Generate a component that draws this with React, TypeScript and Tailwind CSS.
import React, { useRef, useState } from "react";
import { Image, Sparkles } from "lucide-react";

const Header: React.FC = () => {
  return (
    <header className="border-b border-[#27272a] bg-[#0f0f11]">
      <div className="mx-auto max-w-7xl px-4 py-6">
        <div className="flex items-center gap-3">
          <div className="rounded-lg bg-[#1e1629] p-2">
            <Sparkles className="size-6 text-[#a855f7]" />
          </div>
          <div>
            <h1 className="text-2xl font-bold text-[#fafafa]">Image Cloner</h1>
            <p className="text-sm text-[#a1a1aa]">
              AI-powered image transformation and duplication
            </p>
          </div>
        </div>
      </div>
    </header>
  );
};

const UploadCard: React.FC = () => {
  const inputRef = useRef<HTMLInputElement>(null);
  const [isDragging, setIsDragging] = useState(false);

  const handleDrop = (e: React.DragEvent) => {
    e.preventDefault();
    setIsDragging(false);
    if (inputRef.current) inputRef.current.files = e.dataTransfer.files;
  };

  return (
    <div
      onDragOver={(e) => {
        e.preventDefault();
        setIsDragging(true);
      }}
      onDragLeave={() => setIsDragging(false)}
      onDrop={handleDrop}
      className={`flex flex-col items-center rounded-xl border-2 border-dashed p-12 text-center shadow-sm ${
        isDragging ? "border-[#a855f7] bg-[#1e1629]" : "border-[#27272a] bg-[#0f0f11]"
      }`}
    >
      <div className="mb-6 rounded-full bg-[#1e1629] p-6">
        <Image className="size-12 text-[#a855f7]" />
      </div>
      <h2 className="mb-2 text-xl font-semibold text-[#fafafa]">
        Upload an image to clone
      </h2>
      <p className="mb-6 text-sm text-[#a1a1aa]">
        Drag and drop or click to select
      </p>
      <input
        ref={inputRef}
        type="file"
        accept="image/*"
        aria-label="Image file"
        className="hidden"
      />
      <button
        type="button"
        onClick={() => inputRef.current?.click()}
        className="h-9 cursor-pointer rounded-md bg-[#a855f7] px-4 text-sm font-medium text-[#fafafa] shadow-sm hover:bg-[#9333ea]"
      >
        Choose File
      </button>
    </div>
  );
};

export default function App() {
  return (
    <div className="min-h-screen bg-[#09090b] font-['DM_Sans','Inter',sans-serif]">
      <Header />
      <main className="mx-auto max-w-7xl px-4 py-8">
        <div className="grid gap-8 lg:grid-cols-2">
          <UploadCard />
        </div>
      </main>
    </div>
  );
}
+ + +
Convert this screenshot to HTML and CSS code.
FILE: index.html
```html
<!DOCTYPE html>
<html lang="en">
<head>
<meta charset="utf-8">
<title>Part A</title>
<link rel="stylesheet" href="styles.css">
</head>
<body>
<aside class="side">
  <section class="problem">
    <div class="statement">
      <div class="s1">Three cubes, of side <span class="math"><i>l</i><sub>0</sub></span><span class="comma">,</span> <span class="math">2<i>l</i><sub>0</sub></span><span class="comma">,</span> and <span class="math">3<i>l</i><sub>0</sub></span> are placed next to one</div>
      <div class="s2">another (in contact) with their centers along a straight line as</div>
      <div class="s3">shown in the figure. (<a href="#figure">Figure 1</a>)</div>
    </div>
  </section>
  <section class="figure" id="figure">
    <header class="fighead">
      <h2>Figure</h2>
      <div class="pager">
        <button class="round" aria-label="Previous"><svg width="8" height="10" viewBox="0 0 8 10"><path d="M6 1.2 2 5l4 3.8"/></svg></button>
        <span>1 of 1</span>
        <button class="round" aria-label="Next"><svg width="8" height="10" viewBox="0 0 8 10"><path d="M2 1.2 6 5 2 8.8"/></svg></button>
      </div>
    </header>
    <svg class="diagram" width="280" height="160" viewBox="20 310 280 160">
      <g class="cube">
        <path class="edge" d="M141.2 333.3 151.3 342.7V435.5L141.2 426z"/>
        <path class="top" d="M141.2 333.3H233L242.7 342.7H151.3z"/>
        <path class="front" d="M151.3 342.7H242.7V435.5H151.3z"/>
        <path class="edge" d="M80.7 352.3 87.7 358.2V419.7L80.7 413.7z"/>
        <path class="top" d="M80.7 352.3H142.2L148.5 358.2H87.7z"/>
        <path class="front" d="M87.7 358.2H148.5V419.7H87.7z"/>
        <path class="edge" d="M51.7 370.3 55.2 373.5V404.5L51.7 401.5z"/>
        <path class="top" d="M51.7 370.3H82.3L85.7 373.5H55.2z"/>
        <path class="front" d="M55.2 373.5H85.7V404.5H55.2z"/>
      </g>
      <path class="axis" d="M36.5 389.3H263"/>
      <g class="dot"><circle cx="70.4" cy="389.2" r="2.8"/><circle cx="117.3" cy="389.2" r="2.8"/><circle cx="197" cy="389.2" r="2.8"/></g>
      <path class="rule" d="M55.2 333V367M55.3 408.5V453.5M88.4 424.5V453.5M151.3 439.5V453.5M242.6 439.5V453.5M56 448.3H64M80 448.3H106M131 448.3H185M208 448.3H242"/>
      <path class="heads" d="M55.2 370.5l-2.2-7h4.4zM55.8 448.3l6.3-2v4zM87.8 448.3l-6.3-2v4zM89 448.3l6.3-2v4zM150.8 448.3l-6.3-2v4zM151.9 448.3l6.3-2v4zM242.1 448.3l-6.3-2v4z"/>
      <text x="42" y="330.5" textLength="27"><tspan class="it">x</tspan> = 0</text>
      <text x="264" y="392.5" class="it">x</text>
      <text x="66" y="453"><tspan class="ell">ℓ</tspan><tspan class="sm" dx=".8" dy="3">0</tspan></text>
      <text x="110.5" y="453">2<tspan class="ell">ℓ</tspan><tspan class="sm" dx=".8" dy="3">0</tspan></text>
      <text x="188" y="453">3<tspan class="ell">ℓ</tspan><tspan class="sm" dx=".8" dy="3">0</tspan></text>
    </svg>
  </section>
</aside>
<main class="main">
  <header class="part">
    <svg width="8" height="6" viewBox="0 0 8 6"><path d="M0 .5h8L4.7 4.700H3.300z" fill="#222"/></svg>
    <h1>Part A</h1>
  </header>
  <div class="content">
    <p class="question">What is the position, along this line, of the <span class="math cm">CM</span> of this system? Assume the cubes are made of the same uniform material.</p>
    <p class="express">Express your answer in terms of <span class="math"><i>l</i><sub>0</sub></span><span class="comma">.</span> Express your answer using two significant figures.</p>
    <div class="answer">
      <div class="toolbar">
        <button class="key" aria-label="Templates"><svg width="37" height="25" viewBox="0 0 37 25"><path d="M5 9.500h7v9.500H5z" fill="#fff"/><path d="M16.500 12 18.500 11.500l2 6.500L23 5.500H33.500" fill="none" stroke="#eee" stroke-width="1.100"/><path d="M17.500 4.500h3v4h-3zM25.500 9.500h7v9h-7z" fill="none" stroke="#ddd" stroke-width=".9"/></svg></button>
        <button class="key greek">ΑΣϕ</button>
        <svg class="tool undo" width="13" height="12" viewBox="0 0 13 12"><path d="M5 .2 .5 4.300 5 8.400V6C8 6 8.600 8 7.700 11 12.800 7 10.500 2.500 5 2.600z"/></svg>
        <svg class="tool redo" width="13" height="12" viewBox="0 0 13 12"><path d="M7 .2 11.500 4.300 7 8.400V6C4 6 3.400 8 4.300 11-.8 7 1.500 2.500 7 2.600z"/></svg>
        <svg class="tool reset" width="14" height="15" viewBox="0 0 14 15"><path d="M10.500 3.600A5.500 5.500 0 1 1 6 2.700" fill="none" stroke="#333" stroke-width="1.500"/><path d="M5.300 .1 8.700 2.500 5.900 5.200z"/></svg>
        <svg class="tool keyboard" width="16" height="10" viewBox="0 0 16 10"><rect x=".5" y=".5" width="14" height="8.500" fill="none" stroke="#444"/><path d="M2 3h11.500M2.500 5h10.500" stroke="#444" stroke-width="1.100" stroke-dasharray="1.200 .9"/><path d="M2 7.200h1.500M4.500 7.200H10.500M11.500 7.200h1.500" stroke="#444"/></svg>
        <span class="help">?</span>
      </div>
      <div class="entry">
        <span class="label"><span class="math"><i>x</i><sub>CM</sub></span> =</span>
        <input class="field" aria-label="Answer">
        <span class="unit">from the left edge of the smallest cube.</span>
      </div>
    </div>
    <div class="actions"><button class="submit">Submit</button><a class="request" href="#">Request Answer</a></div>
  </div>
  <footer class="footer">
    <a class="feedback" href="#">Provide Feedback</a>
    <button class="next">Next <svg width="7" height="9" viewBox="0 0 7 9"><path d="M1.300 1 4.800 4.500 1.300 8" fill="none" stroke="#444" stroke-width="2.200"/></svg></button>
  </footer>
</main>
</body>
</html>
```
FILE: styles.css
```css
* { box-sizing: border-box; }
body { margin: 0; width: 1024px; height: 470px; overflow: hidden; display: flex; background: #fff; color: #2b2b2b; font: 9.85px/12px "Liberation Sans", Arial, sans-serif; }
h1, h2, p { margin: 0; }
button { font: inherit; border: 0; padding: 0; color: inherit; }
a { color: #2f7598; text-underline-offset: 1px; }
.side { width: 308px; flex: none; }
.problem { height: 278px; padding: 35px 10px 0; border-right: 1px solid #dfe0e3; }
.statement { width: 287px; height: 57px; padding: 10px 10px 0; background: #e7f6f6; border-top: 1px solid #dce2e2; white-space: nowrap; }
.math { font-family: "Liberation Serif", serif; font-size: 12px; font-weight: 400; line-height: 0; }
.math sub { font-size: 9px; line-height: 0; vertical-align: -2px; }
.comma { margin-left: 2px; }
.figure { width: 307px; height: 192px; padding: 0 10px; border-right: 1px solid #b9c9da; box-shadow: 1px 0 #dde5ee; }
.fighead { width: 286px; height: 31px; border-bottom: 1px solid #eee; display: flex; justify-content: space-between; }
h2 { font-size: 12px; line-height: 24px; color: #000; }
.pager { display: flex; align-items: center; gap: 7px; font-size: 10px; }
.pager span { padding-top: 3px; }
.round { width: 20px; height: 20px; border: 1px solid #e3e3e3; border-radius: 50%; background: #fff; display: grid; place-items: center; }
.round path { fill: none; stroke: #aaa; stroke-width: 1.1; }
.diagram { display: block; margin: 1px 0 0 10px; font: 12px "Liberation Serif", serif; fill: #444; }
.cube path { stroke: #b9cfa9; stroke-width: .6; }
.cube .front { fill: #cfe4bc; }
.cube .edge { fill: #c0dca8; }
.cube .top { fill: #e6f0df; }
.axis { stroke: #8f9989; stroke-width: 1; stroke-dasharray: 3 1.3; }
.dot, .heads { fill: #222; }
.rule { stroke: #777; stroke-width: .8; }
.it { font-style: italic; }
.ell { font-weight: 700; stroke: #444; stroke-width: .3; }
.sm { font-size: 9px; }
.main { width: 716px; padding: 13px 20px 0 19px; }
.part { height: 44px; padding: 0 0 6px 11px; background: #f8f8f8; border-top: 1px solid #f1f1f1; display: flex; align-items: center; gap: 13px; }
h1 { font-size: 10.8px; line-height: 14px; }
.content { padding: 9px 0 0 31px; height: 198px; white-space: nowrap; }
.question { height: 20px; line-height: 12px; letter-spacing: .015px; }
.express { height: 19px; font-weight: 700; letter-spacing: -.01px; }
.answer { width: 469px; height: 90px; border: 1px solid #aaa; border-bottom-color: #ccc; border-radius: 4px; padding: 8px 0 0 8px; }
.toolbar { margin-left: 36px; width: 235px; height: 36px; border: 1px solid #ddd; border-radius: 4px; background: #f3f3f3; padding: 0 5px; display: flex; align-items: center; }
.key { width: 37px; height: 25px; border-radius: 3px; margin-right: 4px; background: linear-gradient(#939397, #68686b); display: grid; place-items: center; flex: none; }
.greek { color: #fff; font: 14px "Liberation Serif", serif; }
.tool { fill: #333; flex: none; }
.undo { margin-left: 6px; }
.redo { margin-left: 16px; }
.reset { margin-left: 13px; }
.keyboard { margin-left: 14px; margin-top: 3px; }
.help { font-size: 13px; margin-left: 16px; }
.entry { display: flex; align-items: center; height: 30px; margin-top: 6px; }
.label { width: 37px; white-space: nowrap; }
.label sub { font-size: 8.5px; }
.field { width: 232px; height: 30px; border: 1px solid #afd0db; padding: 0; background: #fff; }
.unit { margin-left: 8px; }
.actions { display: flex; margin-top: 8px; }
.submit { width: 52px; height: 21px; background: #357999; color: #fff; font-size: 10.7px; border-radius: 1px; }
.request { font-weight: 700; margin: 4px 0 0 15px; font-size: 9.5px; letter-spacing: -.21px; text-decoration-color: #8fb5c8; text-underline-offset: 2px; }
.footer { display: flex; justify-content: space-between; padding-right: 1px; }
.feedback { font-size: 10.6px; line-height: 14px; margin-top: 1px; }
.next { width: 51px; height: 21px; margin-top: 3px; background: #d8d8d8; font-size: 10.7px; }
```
+ + +
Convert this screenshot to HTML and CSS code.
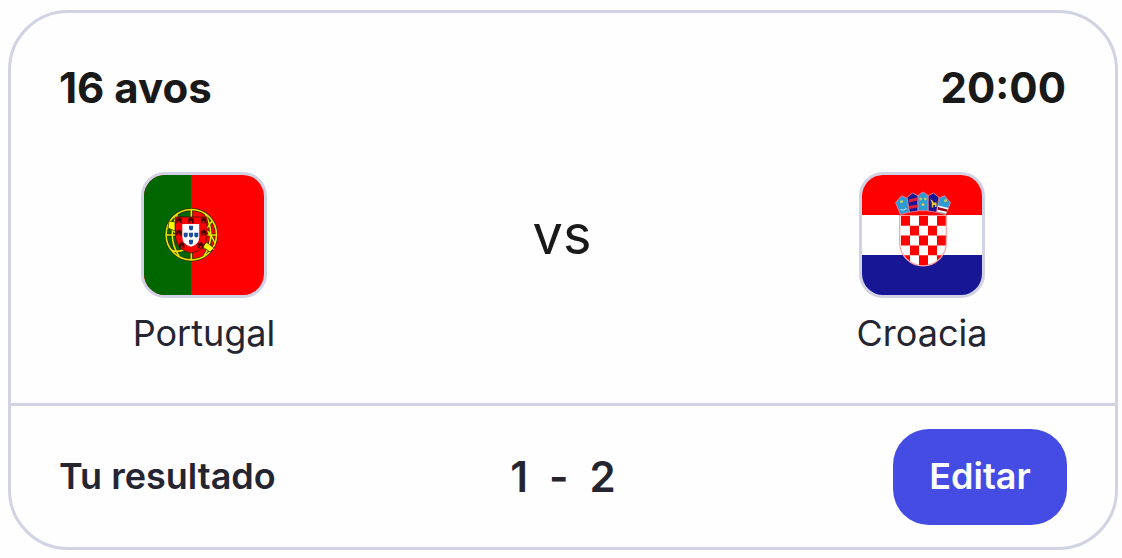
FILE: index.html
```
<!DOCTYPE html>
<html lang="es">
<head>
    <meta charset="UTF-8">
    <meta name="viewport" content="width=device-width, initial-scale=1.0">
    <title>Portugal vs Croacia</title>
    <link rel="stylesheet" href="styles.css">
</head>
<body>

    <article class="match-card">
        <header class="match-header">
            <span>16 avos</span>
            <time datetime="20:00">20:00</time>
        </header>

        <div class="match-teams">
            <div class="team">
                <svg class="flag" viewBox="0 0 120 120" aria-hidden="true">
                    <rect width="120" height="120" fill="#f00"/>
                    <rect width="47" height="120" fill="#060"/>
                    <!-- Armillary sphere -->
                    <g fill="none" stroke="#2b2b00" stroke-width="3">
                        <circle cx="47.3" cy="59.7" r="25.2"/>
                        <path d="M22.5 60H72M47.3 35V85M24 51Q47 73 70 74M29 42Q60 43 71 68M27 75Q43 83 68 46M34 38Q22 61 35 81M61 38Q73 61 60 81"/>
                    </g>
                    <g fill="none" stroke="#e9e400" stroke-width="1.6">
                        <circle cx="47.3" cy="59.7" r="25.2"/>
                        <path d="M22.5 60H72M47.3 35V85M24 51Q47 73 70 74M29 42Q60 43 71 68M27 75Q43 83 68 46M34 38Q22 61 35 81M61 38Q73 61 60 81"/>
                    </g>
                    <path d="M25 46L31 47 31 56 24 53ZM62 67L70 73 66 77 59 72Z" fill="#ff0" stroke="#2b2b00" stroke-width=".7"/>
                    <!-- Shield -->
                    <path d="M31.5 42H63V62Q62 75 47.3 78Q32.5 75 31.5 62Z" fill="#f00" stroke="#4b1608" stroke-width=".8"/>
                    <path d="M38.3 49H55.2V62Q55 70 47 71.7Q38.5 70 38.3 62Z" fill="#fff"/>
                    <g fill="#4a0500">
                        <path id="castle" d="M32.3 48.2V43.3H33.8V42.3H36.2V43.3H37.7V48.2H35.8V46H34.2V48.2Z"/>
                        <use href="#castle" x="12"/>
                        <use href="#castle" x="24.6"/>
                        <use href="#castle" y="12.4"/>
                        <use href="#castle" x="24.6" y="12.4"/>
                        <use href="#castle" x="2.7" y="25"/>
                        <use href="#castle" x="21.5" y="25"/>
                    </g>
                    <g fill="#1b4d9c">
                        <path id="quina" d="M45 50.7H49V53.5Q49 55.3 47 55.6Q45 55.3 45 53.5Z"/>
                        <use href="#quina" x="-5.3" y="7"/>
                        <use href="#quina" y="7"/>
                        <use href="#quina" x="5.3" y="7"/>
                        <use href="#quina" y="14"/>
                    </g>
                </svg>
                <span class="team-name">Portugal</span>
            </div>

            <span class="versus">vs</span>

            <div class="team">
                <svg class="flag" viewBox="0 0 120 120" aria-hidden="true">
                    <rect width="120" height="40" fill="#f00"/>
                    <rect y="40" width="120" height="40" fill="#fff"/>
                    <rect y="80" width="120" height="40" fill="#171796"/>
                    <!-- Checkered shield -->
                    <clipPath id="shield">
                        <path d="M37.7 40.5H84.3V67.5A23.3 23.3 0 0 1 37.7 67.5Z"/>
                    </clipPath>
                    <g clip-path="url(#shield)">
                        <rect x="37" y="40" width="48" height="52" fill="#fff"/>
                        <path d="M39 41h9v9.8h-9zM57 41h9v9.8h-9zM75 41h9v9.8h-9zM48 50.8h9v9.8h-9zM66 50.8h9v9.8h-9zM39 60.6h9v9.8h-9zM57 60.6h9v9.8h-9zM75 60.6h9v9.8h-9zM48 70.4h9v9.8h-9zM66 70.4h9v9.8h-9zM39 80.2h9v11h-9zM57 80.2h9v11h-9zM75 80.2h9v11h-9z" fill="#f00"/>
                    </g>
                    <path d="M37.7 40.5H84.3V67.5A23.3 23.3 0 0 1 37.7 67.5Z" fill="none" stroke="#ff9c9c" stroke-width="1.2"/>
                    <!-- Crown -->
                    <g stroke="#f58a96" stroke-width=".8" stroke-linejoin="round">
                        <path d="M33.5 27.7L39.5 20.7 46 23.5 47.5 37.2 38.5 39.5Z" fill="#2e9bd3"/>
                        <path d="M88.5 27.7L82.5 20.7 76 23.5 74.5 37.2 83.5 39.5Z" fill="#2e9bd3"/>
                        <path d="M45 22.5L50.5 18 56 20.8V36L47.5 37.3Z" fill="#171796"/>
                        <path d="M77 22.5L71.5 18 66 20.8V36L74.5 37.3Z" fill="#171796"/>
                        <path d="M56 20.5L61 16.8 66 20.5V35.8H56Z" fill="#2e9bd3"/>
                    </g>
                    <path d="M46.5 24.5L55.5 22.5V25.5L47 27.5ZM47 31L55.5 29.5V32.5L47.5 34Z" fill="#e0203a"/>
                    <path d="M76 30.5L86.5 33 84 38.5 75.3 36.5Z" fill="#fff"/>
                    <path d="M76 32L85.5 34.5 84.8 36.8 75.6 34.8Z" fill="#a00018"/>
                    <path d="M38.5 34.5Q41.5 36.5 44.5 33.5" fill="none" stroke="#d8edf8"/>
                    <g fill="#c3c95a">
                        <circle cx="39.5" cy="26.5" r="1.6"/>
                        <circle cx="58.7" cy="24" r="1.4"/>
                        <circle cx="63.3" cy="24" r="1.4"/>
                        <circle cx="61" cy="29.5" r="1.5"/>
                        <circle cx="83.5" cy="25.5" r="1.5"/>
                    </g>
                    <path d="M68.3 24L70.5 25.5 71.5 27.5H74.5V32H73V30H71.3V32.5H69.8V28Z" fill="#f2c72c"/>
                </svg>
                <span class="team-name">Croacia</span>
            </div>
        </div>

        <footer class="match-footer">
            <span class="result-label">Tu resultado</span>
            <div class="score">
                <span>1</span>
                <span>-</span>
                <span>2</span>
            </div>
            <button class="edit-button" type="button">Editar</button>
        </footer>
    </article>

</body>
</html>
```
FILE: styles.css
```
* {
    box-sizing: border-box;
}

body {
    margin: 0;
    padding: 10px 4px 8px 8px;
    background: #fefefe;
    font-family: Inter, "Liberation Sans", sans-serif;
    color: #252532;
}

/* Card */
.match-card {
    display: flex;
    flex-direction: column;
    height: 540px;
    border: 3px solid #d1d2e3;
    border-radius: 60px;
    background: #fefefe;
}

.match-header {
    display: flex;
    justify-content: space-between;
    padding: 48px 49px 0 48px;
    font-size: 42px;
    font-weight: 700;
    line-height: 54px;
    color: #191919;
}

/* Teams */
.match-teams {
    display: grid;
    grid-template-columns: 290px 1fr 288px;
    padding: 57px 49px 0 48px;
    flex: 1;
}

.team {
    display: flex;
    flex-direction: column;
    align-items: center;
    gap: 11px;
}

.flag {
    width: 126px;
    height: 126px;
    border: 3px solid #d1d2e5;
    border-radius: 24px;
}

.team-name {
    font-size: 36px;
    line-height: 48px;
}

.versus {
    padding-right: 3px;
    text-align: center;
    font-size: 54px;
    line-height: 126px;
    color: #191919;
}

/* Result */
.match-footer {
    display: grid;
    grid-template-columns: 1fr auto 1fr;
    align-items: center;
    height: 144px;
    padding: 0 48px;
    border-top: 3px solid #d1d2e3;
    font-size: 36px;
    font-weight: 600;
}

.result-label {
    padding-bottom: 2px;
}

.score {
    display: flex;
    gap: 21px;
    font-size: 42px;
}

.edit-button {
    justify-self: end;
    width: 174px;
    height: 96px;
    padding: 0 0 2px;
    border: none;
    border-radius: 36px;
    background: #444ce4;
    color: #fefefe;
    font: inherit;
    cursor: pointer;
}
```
+ + +
_What needs to be done_.
Look through the data above. Each line containing the word "this" needs to be copied.

_Exercise output_.
Generate a component that draws this with React, TypeScript and Tailwind CSS.
Convert this screenshot to HTML and CSS code.
    <p class="question">What is the position, along this line, of the <span class="math cm">CM</span> of this system? Assume the cubes are made of the same uniform material.</p>
Convert this screenshot to HTML and CSS code.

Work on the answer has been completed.